11 Responses to We’re Not Friends

  1. Brian Inman says:

    Shadowwar, I agree. I took a management class at my work, and that exact topic was covered. It is considered unprofessional, and insincere to use champ, buddy, etc. It is basically telling that person you don’t care enough about them to remember their name. You talk to people by addressing them by their names.

  2. OneShard says:

    Are you confined due to the little-un? Are you able to get the pram and go for a walk? I have to lovely little girls and long walks with the pram did wonders.

    • shadowwar says:

      We can’t take her out to places until she’s had her shots by doctors orders. Oh sweet Jesus, I can’t wait until we can.

  3. Slurms says:

    Yeah, it’s pretty unprofessional. Thats why whenever I have to send emails off to the corporate offices I usually start off with, “WASUP MUTHAFUCKERS!?”

  4. erbsenbrei says:

    Nothing is more delightful than getting addressed as ‘bro’, ‘pal’, ‘bud’ or ‘dude’ constantly by people that can’t even type proper sentences. I just love it, needless to say that the second you do that I look down on you for being as stupid as you obviously are.

  5. Castamere says:

    I’m not your buddy, guy!

  6. Mr. Meh says:

    It’s a mix though. It really depends on the person. As a manager in an old school industry informal responses is a way internally to make someone feel apart of the team.

    When a senior manager (not all cases) refers to you as bud or some other seemingly demeaning title, it’s generally a sign of placement. You are no longer a little replaceable shit, you are a valued team member. Example:

    “Hey man,
    I need that report by 2 for my meeting with Tom.

    Thanks buddy,
    Your old ass manager.”

    I see it as a friendly reminder.

    When I write an email to someone competent, it’s generally informal. As soon as I use your name in the email, that is clear sign that professionalism is ingame because you are not doing your job.

    “Steven,

    I need that report before 2PM today.

    Thank you,

    Rueben Sandwich
    Manager of Asshat Enterprises
    Extension 01”

    What seemingly looks like a professional email is normally a clear sign that Steven is so incompetent that I have to send him a damn email reminding of his one daily task besides talking about the damn game on Sunday. Use of names and titles in an email is fair indication your manager would love to go back in time and hire that hot intern. Jeez, the mistakes I have made.

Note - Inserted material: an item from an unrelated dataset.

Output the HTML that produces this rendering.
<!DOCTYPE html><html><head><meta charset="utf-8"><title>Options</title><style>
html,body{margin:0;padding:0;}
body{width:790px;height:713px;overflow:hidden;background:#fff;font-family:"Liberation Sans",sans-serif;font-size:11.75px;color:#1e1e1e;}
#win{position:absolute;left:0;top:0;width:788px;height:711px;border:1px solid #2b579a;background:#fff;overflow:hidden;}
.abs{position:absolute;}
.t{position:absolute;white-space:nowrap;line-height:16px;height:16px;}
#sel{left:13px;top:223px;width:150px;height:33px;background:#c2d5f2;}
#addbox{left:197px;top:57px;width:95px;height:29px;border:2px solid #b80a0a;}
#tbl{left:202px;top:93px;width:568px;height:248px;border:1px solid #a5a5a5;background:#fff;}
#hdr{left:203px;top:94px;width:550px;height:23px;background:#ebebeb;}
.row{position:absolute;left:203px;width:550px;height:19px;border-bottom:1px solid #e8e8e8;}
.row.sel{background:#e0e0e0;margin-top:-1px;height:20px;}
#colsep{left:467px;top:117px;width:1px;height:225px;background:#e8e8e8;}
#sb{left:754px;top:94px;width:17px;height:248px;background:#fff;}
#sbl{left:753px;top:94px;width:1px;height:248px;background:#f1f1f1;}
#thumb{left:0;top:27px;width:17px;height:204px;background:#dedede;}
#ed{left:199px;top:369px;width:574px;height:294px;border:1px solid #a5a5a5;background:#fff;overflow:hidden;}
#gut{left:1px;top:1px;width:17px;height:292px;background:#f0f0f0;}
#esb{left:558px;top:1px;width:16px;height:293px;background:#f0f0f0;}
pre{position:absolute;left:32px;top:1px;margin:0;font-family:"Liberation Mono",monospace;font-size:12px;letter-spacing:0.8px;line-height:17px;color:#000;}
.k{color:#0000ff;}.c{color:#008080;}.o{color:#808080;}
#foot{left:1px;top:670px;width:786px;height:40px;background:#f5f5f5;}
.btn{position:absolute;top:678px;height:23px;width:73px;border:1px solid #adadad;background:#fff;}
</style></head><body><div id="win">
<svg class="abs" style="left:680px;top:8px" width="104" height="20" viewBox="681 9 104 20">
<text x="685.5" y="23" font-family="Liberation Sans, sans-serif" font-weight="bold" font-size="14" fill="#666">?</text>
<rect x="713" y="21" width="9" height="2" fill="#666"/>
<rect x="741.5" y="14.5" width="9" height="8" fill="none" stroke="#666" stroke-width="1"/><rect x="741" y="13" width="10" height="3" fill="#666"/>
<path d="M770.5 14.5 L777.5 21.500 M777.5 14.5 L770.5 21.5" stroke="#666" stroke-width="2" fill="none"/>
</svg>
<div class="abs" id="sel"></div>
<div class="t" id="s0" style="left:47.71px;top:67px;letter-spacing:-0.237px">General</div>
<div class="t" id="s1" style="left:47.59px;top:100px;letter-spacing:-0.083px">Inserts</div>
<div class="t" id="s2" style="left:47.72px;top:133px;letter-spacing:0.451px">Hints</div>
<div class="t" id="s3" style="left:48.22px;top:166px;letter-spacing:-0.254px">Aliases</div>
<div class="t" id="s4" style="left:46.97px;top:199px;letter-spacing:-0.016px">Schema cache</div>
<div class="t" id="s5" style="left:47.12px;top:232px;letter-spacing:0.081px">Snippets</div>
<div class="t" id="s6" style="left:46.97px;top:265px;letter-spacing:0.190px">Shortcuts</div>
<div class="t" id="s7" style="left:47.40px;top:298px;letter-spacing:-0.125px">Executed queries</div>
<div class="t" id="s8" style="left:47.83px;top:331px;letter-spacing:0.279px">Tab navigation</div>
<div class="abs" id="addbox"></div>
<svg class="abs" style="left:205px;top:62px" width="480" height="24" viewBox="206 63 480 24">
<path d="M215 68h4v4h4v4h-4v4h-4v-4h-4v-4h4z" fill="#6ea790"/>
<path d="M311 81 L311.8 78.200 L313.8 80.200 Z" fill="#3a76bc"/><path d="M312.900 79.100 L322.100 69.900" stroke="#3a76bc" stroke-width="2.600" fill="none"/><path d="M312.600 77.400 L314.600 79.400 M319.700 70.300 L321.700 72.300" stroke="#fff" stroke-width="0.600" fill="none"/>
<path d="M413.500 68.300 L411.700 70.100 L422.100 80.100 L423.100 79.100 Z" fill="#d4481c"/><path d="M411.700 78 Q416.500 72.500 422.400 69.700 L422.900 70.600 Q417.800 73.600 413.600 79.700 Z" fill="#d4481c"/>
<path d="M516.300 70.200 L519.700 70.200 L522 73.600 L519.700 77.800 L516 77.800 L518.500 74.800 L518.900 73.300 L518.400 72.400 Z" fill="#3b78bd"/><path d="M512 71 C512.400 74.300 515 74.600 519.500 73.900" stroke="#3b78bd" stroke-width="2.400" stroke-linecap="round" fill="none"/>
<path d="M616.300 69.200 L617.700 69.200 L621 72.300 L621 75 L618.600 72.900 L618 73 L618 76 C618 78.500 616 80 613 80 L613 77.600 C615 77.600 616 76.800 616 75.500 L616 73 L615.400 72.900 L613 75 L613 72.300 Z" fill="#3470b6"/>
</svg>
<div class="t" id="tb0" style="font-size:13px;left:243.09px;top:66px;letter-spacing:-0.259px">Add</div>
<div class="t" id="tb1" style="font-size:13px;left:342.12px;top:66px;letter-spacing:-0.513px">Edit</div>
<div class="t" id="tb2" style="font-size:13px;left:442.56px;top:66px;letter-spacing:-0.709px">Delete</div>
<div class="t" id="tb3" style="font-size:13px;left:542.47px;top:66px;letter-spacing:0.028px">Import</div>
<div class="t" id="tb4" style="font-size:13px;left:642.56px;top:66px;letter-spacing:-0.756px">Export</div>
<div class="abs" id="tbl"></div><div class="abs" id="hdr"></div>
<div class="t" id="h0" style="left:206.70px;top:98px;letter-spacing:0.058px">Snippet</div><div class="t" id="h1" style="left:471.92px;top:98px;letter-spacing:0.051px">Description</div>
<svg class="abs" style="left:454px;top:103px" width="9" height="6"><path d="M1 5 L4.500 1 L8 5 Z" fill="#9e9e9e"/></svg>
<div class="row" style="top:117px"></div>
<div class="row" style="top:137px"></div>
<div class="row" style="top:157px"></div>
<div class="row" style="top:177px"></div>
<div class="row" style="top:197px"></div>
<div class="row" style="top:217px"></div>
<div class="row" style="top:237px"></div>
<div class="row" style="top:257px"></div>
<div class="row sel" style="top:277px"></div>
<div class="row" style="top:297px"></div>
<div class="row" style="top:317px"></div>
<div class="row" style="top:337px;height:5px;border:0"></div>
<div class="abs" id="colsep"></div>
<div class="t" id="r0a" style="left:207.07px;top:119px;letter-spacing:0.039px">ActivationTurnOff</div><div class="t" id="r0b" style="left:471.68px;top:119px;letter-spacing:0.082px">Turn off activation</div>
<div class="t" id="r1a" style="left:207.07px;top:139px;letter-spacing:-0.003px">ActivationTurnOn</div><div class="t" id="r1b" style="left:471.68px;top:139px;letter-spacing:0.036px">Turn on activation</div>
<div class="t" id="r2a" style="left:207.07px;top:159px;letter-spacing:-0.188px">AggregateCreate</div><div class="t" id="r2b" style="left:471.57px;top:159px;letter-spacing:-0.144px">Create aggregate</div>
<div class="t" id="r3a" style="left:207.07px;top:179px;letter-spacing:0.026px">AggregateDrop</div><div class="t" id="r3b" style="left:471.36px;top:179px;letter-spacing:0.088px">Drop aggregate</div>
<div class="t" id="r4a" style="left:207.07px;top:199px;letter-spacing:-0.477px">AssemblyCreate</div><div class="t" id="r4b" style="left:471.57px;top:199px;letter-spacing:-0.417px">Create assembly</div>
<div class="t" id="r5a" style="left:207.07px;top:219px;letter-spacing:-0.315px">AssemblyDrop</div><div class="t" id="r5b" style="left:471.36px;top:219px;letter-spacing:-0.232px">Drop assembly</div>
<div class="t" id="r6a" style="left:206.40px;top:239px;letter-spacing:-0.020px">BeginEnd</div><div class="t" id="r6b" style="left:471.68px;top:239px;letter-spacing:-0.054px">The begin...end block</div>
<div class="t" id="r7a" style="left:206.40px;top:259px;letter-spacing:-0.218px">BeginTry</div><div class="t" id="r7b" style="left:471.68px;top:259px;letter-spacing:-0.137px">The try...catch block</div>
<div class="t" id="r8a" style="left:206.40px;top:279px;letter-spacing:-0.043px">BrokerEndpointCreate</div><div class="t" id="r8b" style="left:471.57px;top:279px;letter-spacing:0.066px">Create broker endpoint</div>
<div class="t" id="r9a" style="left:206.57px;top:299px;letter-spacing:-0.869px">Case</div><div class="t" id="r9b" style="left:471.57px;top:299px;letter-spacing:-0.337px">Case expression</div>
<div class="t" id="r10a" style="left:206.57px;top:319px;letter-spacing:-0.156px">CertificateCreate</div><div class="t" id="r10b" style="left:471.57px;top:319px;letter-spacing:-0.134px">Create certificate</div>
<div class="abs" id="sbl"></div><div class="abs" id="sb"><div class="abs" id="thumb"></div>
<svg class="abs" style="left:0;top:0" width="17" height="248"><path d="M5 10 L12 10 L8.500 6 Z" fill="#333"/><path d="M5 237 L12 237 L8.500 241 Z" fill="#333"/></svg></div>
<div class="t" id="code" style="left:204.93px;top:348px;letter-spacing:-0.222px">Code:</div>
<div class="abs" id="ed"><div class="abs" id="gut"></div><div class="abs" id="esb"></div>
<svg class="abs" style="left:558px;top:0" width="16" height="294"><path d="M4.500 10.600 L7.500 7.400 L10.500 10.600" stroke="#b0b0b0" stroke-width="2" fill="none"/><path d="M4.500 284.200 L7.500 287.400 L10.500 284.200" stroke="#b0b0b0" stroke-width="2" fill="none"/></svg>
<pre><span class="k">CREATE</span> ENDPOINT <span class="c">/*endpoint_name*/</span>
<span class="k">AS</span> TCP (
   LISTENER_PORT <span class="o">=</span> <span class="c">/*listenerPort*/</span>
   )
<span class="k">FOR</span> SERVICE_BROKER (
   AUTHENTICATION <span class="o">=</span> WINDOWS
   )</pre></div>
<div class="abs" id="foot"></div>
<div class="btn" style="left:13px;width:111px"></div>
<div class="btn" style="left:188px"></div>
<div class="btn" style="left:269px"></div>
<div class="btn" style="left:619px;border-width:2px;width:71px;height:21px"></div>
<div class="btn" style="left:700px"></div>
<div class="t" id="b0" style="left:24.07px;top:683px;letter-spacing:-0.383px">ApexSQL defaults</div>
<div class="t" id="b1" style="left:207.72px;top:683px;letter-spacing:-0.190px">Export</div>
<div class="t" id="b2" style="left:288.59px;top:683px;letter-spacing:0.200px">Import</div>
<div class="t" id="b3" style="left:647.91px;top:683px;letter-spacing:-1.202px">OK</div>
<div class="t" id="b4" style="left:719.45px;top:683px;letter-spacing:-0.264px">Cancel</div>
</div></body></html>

    The first time my CEO wrote me an email and didn’t end it with his normal formal signature, I about went into tears of joy. In a meeting he called me “pal” and I wanted to hug him.

    I guess it’s different for everyone. The only thing I don’t like being called, is “sir”. I cringe everytime I get called it.

    I guess it really all in context.

    • Mr. Meh says:

      Damn it, no editing replies WordPress. “I guess it’s really all in the context.”

    • shadowwar says:

      I’ll agree that long term periods of working with others can lead to use of informal and more casual conversations, especially in the quick turn around of emails on internal servers. This is something that doesn’t spring up over night though, and is not something that should ever be used on first contact or with people you’ve never even spoken to previously.

      I work in the construction industry as a designer, and my wife works for a national bank that has all the regimented PC bullshit of big brother listening to your every word to make sure you don’t offend a coworkers fourth cousin once removed. When she heard me talk to a Project Manager on the phone about a foreman being a giant douche bag, she almost popped a gasket. If she had heard the PMs words (far more obscene than mine) she probably would have been poleaxed.